Cole spent a year on his own in Philadelphia before going on to join his family in Stubenville, Ohio, where he worked as a wallpaper designer for his father’s wallpaper factory. He later returned to Philadelphia for two years, and at the Pennsylvania Academy of the Fine Arts was inspired by the works of Thomas Birch and Thomas Doughty. He then moved to New York and devoted himself to the study of landscape painting.

He did a series of paintings after a sketching trip up the Hudson River that proved to be very successful and he began to accept commissions for works that displayed the grandeur and drama of the still largely unspoiled American wilderness.

Cole took several trips to Europe, refining his distinctly American art with the study of the European masters. He eventually settled in Catskill, New York. There is a Thomas Cole National Historic Site at Cedar Grove.

Cole had a distinct influence on other painters of the time, notably Asher B. Durand, whose famous painting Kindred Spirits was a tribute to Cole and his friend poet William Cullen Bryant; and the renowned painter Frederic Edwin Church, who was Cole’s only formal student.

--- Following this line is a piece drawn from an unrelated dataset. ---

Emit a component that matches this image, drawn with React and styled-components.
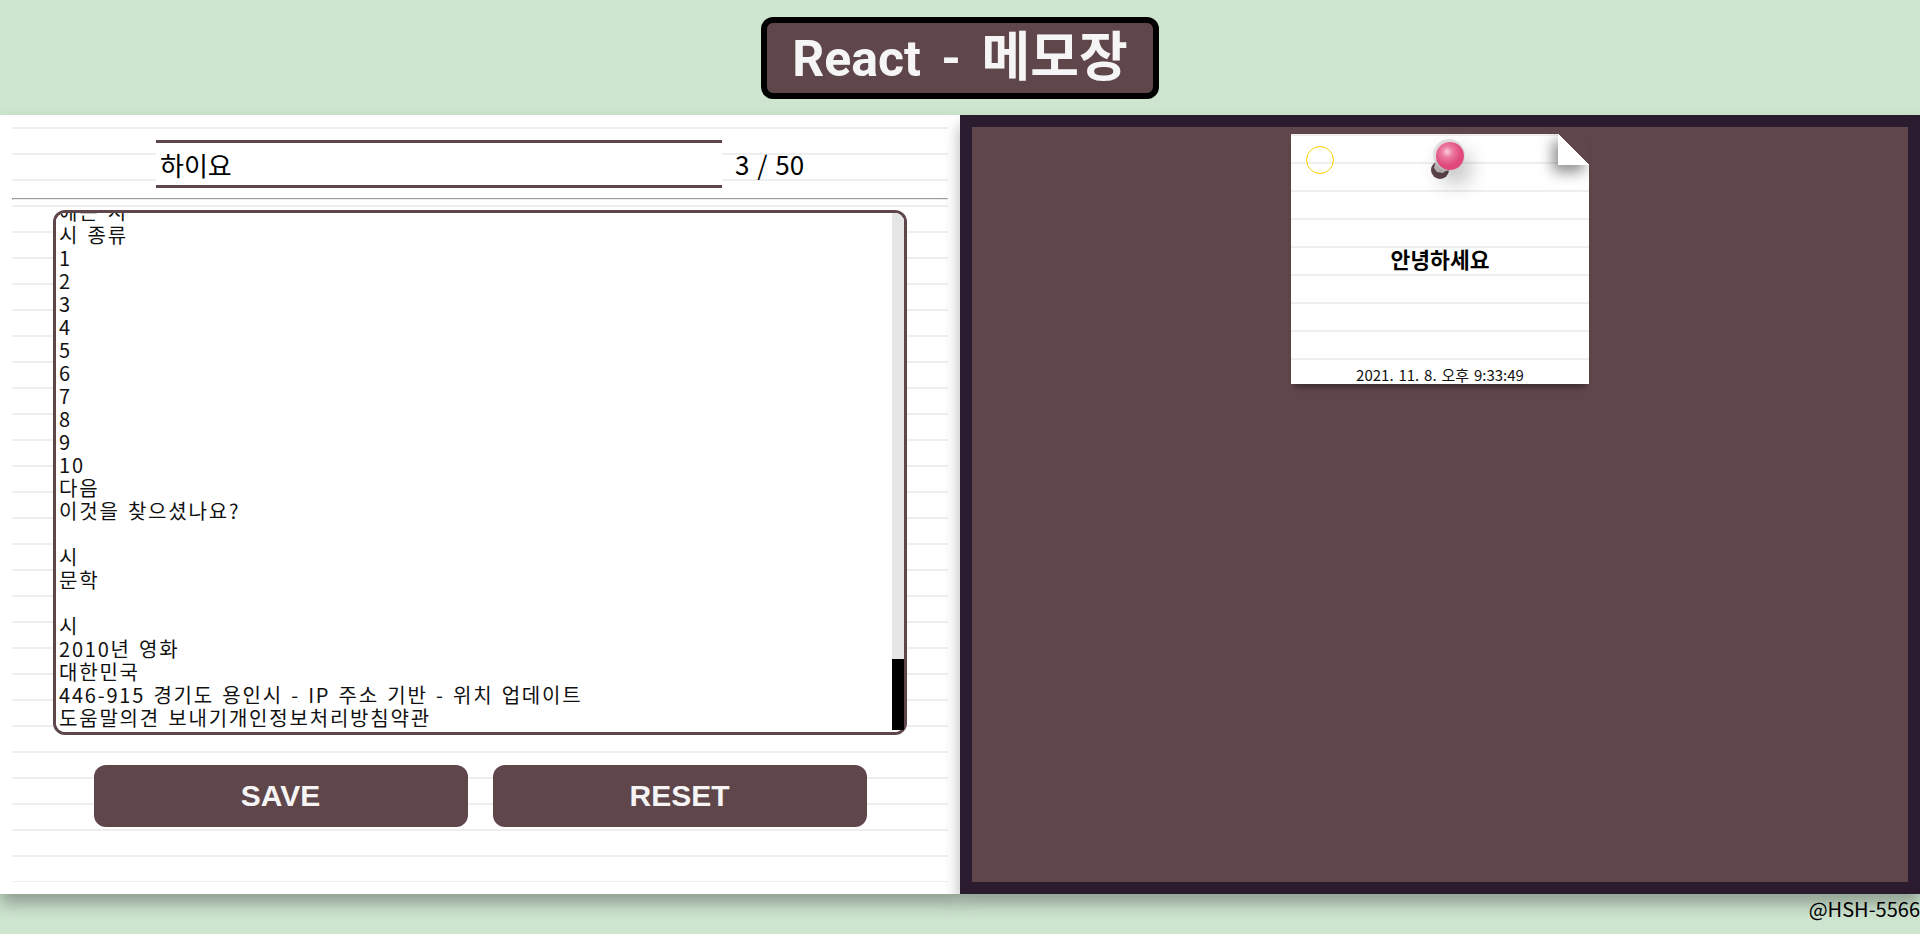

Cole divided his attention between landscape commissions and large scale allegorical paintings of imaginary views that embodied philosophical ideals, such as a series showing The Voyage of Life, in four stages from childhood to old age.

The most famous of these is his grand sequence of five large canvasses depicting The Course of Empire, from the wilderness of an undiscovered continent to the pastoral beginnings of a young country to the heights of imperial glory and on to the inevitable destruction and collapse of an empire under its own weight.

Cole apparently preferred his ambitious allegorical works, but he is most often admired for his dramatic landscapes, with sweeping views of the wild and open country that still beckoned the American spirit of adventure and discovery.

The image above is alternately titled The Oxbow or The Connecticut River Near Northampton (larger version here and here).

It shows a long view of the American landscape, renewed and glowing in the sun as the darkness of a storm subsides.